Enrollment Management Business Continuity Plan

UMBC Enrollment Management (Undergraduate Admissions, Financial Aid, Academic and Pre-Professional Advising, and Registrar) provides critical and time sensitive services to members of our community including internal and external constituents.  Rare and unforeseen circumstances may occur which could impact delivery of these services. In the event of such occurrences, we are committed to being prepared to promptly resume critical operations, minimizing the impact of these disruptions on our constituents.  Members of the UMBC community can be assured in knowing that our business continuity planning has prepared us well to sustain critical services without significant disruption. Below are the Business Continuity Plans for individual Enrollment Managements departments.

A Business Continuity Plan is a department’s roadmap for keeping its most essential services running during and after a disruption. While emergencies can take many forms (power outages, severe weather, cyber incidents, building closures, or unexpected staff shortages) a BCP ensures that critical operations continue with minimal interruption.

At UMBC, each Enrollment Management unit maintains a BCP that outlines:

Critical functions the department must preserve

Key personnel and backup roles

Essential systems, data, and resources

Alternative workflows if normal operations are unavailable

Communication procedures for staff, students, and campus partners

The goal of a BCP is simple:
To protect the university’s ability to serve students, support academic operations, and maintain continuity no matter the circumstances.

These plans help departments respond quickly, reduce downtime, and coordinate effectively with campus leadership and emergency management teams. They are reviewed regularly to ensure they remain accurate, actionable, and aligned with UMBC’s broader preparedness efforts.

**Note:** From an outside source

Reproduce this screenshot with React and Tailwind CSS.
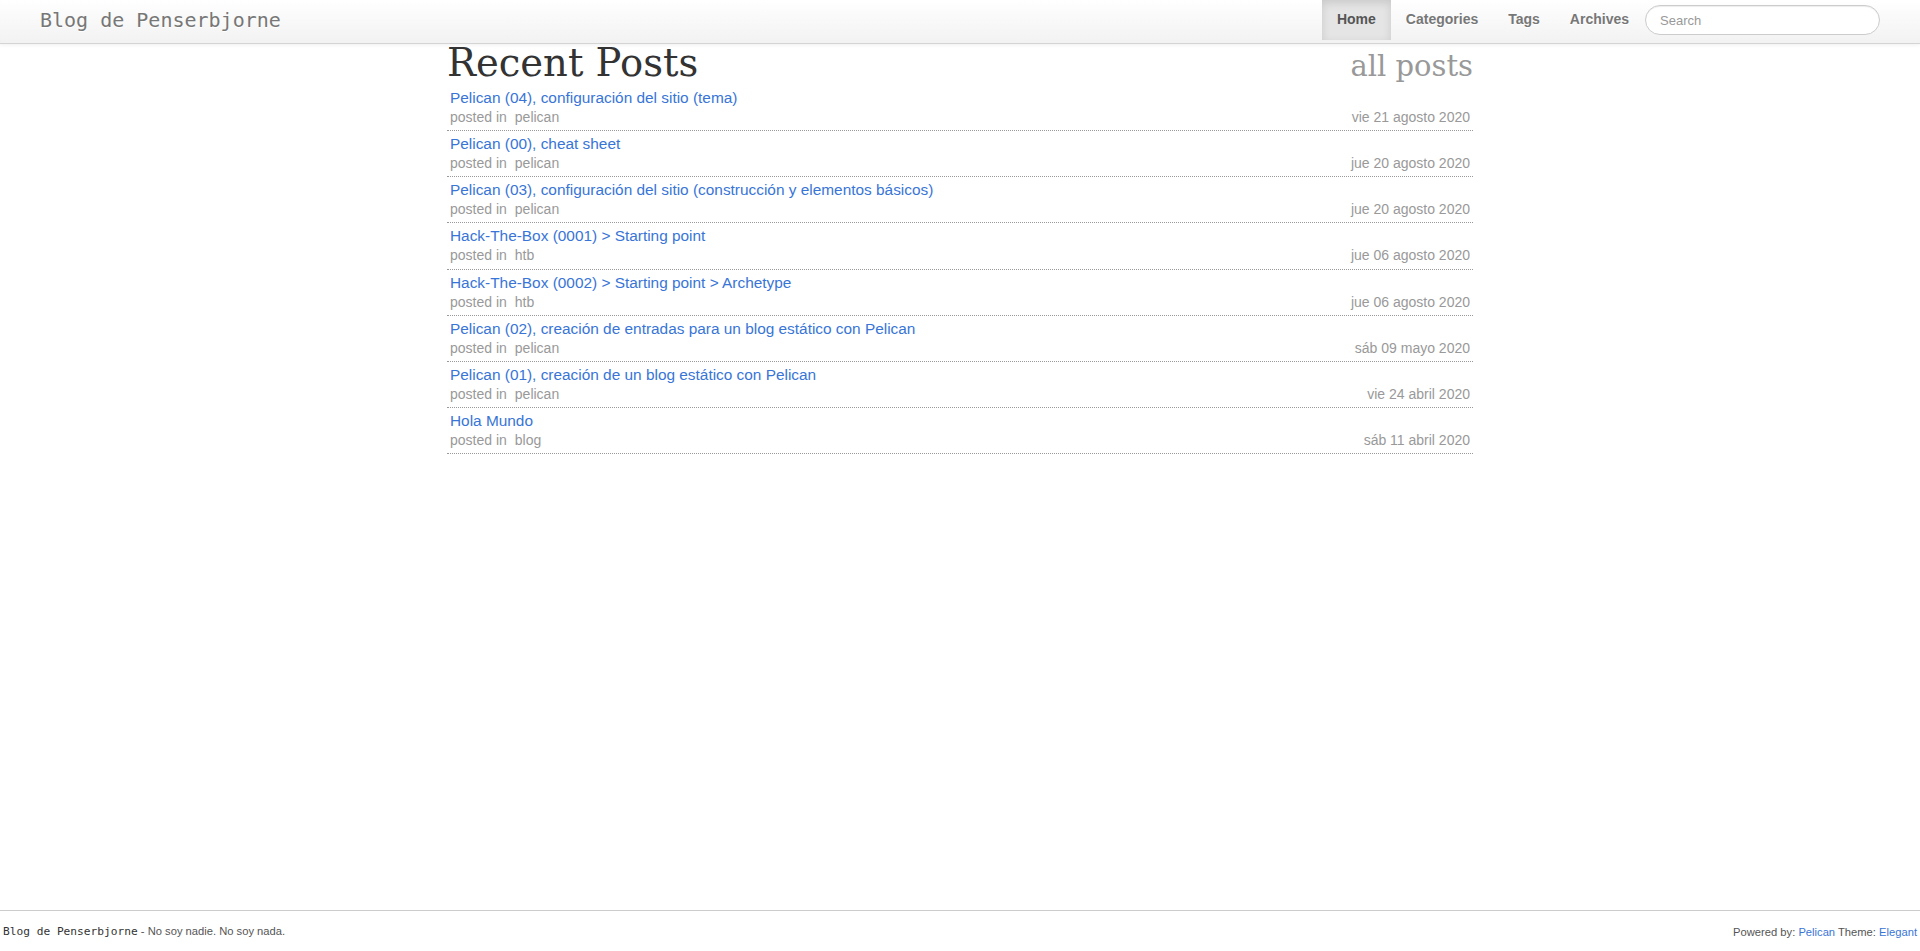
import React from "react";

const posts = [
  { title: "Pelican (04), configuración del sitio (tema)", cat: "pelican", date: "vie 21 agosto 2020" },
  { title: "Pelican (00), cheat sheet", cat: "pelican", date: "jue 20 agosto 2020" },
  { title: "Pelican (03), configuración del sitio (construcción y elementos básicos)", cat: "pelican", date: "jue 20 agosto 2020" },
  { title: "Hack-The-Box (0001) > Starting point", cat: "htb", date: "jue 06 agosto 2020" },
  { title: "Hack-The-Box (0002) > Starting point > Archetype", cat: "htb", date: "jue 06 agosto 2020" },
  { title: "Pelican (02), creación de entradas para un blog estático con Pelican", cat: "pelican", date: "sáb 09 mayo 2020" },
  { title: "Pelican (01), creación de un blog estático con Pelican", cat: "pelican", date: "vie 24 abril 2020" },
  { title: "Hola Mundo", cat: "blog", date: "sáb 11 abril 2020" },
];

export default function App() {
  return (
    <div className="min-h-screen flex flex-col bg-white font-['Liberation_Sans',Arial,sans-serif] text-[14px] text-[#333]">
      <header className="h-[44px] shrink-0 flex items-start justify-between border-b border-[#d4d4d4] bg-gradient-to-b from-white to-[#f2f2f2] shadow-[0_1px_4px_rgba(0,0,0,0.065)] pl-[40px] pr-[40px]">
        <a className="pt-[10px] pb-[10px] text-[20px] leading-[20px] text-[#777] font-['DejaVu_Sans_Mono',monospace] [text-shadow:0_1px_0_#fff]">
          Blog de Penserbjorne
        </a>
        <div className="flex items-start">
          <nav className="flex">
            <a className="h-[40px] px-[15px] pt-[9px] pb-[11px] leading-[20px] font-bold text-[14px] text-[#555] bg-[#e5e5e5] shadow-[inset_0_3px_8px_rgba(0,0,0,0.125)]">Home</a>
            <a className="h-[40px] px-[15px] pt-[9px] pb-[11px] leading-[20px] font-bold text-[14px] text-[#777] [text-shadow:0_1px_0_#fff]">Categories</a>
            <a className="h-[40px] px-[15px] pt-[9px] pb-[11px] leading-[20px] font-bold text-[14px] text-[#777] [text-shadow:0_1px_0_#fff]">Tags</a>
            <a className="h-[40px] px-[15px] pt-[9px] pb-[11px] leading-[20px] font-bold text-[14px] text-[#777] [text-shadow:0_1px_0_#fff]">Archives</a>
          </nav>
          <input
            placeholder="Search"
            className="mt-[5px] ml-px w-[235px] h-[30px] rounded-[15px] border border-[#ccc] bg-white px-[14px] text-[13px] text-[#555] placeholder:text-[#999] shadow-[inset_0_1px_1px_rgba(0,0,0,0.075)] outline-none"
          />
        </div>
      </header>

      <main className="w-[1026px] mx-auto">
        <div className="flex items-baseline justify-between font-['DejaVu_Serif',serif] leading-[38px]">
          <h1 className="text-[38.5px] text-[#333] font-normal">Recent Posts</h1>
          <a className="text-[29px] text-[#999]">all posts</a>
        </div>
        <ul>
          {posts.map((p, i) => (
            <li key={i} className="px-[3px] pt-[4px] pb-[3.15px] border-b border-dotted border-[#999]">
              <a className="block text-[15.4px] leading-[18px] text-[#3875d7]">{p.title}</a>
              <div className="flex justify-between text-[14px] leading-[20px] text-[#999]">
                <span>
                  posted in<span className="ml-[8px]">{p.cat}</span>
                </span>
                <span>{p.date}</span>
              </div>
            </li>
          ))}
        </ul>
      </main>

      <footer className="mt-auto h-[41px] shrink-0 border-t border-[#ccc] flex items-center justify-between px-[3px] pt-[2px] text-[11.2px] text-[#555]">
        <div>
          <span className="font-['DejaVu_Sans_Mono',monospace] text-[#333]">Blog de Penserbjorne</span>
          <span> - No soy nadie. No soy nada.</span>
        </div>
        <div>
          Powered by: <a className="text-[#3875d7]">Pelican</a> Theme: <a className="text-[#3875d7]">Elegant</a>
        </div>
      </footer>
    </div>
  );
}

The Continuity of Operations Plan (COOP) describes the processes UMBC uses to identify essential functions and the actions we take to ensure their continuous performance during periods of disruption.  The COOP is the continuity plan for the University.  It instructs each College, Division, and subordinate unit on the process for identifying essential functions.  Resources:

Business Continuity is a method of documenting your individual and unit-level responsibilities.

 

There are 4 Phases of Continuity Planning:  Phase 1:  identify your organizational work functions.  Phase 2:  conduct a Business Process Analysis (BPA).  Phase 3:  conduct a Business Impact Analysis (BIA).  Phase 4: prioritize and document essential functions.

The first step in continuity planning is to identify your organizational work functions. Use the links below to access your College or Division’s continuity survey. Each survey allows a department to develop an inventory of all it’s work functions. Survey questions allow staff to describe their primary day-to-day work functions in basic terms. These are activities that are central to the performance of their job requirements. Staff responses are captured in an online spreadsheet. Leaders review and validate responses to identify gaps, expand on unique activities, and identify interdependencies that link functions together. This creates “buckets” based on common themes, and we use these buckets to develop Mission Essential Functions (MEFs).

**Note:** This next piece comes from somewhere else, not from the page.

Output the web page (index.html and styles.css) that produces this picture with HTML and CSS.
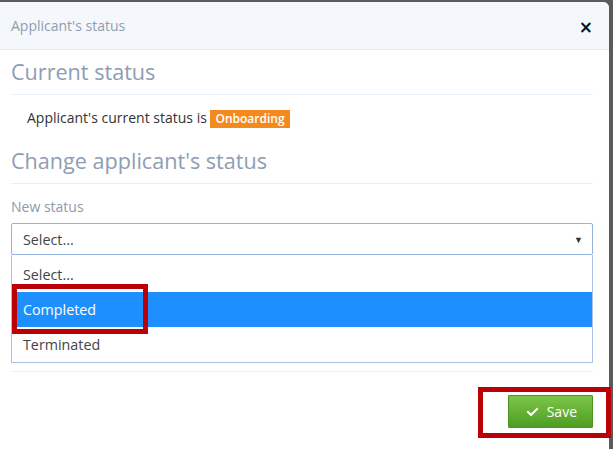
FILE: index.html
```html
<!DOCTYPE html>
<html lang="en">

<head>
    <meta charset="UTF-8">
    <meta name="viewport" content="width=device-width, initial-scale=1.0">
    <title>Applicant's status</title>

    <link rel="stylesheet" href="styles.css">
</head>

<body>
    <div class="modal">
        <div class="modal-header">
            <span class="modal-title">Applicant's status</span>
            <button class="close">&times;</button>
        </div>

        <div class="modal-body">
            <h3>Current status</h3>
            <p class="current">Applicant's current status is <span class="badge">Onboarding</span></p>

            <h3>Change applicant's status</h3>
            <label class="field-label">New status</label>
            <div class="select">
                <div class="select-value">
                    <span>Select...</span>
                    <span class="caret">&#9660;</span>
                </div>
                <ul class="options">
                    <li>Select...</li>
                    <li class="active">Completed</li>
                    <li>Terminated</li>
                </ul>
            </div>
        </div>

        <div class="modal-footer">
            <button class="btn-save">
                <svg viewBox="0 0 24 24" width="13" height="13" fill="currentColor">
                    <path d="M20.3 4.6l-11 11-5.6-5.6L1 12.7l8.3 8.3L23 7.3z"></path>
                </svg>
                Save
            </button>
        </div>

        <!-- red callouts drawn over the screenshot -->
        <div class="callout callout-option"></div>
        <div class="callout callout-save"></div>
    </div>
</body>

</html>
```

FILE: styles.css
```css
body {
    margin: 0;
    height: 449px;
    overflow: hidden;
    background: #5b5b5b;
    font-family: 'Open Sans', 'Noto Sans', sans-serif;
    font-size: 14px;
    color: #333;
}

.modal {
    position: relative;
    width: 609px;
    height: 447px;
    margin-top: 2px;
    background: #fff;
    border-top-right-radius: 6px;
}

.modal-header {
    display: flex;
    justify-content: space-between;
    align-items: center;
    height: 47px;
    padding: 0 16px 0 11px;
    background: #f4f8fc;
    border-bottom: 1px solid #e2eaf3;
    border-top-right-radius: 6px;
}

.modal-title {
    color: #909db0;
    font-size: 14px;
}

.close {
    border: none;
    background: none;
    padding: 0;
    margin-top: 3px;
    font-family: 'DejaVu Sans', sans-serif;
    font-size: 17px;
    font-weight: bold;
    color: #111;
    cursor: pointer;
}

.modal-body {
    padding: 0 16px 0 11px;
}

.modal-body h3 {
    margin: 8px 0 0;
    padding-bottom: 8px;
    line-height: 28px;
    font-size: 21.6px;
    font-weight: 400;
    color: #8e9db2;
    border-bottom: 1px solid #e6eef7;
}

.modal-body h3 + .field-label {
    margin-top: 14px;
}

.current {
    margin: 13px 0 19px 16px;
    line-height: 20px;
}

.badge {
    display: inline-block;
    padding: 0 5px;
    line-height: 18px;
    background: #f48a1e;
    color: #fff;
    font-size: 12px;
    font-weight: 600;
}

.field-label {
    display: block;
    line-height: 18px;
    color: #8d9bad;
}

.select {
    margin-top: 7px;
    font-size: 14.3px;
    color: #444;
}

.select-value {
    display: flex;
    justify-content: space-between;
    align-items: center;
    height: 30px;
    padding: 0 9px 0 11px;
    border: 1px solid #93b2e0;
    border-radius: 2px;
}

.caret {
    font-size: 9px;
    color: #333;
}

.options {
    list-style: none;
    margin: 0;
    padding: 2px 0 0;
    border: 1px solid #a9c0e4;
    border-top: none;
}

.options li {
    height: 35px;
    line-height: 35px;
    padding-left: 11px;
}

.options li.active {
    background: #1e8ffe;
    color: #fff;
}

.modal-footer {
    display: flex;
    justify-content: flex-end;
    margin: 8px 16px 0 11px;
    padding-top: 23px;
    border-top: 1px solid #edf2f7;
}

.btn-save {
    display: flex;
    align-items: center;
    gap: 8px;
    height: 33px;
    padding: 0 15px 0 17px;
    border: 1px solid #4a9421;
    border-radius: 1px;
    background: linear-gradient(to bottom, #7cc548, #4e9e22);
    color: #fff;
    font-family: inherit;
    font-size: 14px;
    cursor: pointer;
}

.callout {
    position: absolute;
    border: 5px solid #bb0008;
    box-sizing: border-box;
}

.callout-option {
    left: 12px;
    top: 282px;
    width: 136px;
    height: 50px;
}

.callout-save {
    left: 478px;
    top: 385px;
    width: 133px;
    height: 51px;
}
```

A Business Process Analysis (BPA) is a systematic method of examining, identifying, and mapping the functions needed to perform each Mission Essential Functions (MEF).  This identifies gaps in your department’s inventory of organizational work functions from Phase 1 and details areas where multiple offices share responsibilities.

A Business Impact Analysis (BIA) predicts the consequences of a disruption to business operations.  It calculates operational, financial, compliance, and reputational costs of downtime. A BIA also establishes two specific performance targets for recovery:  1) a Recovery Time Objective (RTO) – the maximum acceptable length of time a function can be down before severe harm is sustained; and 2) a Recovery Point Objective (RPO) – the maximum acceptable amount of resource loss measured in time.

  • Business Impact Analysis (BIA) Worksheet – Coming Soon

Each College and Division may maintain an individualized Department Emergency Action Plan (DEAP) for continuity.  Subordinate units within the College or Division may also have a DEAP.  Each DEAP describes a College or Division’s PMEFs and lists each subordinate unit that has its own plan.  These plans document the continuity process, to include BPAs and BIAs, and describe your Emergency Action Procedures (EAPs).  EAPs are the immediate actions taken during a continuity disruption to mitigate impacts on operations.  EAPs are short checklists that simplify procedures. EAPs state no more than five immediate actions used to mitigate impacts: 1) detect; 2) verify; 3) notify; 4) act; and 5) end (or restart at step 1).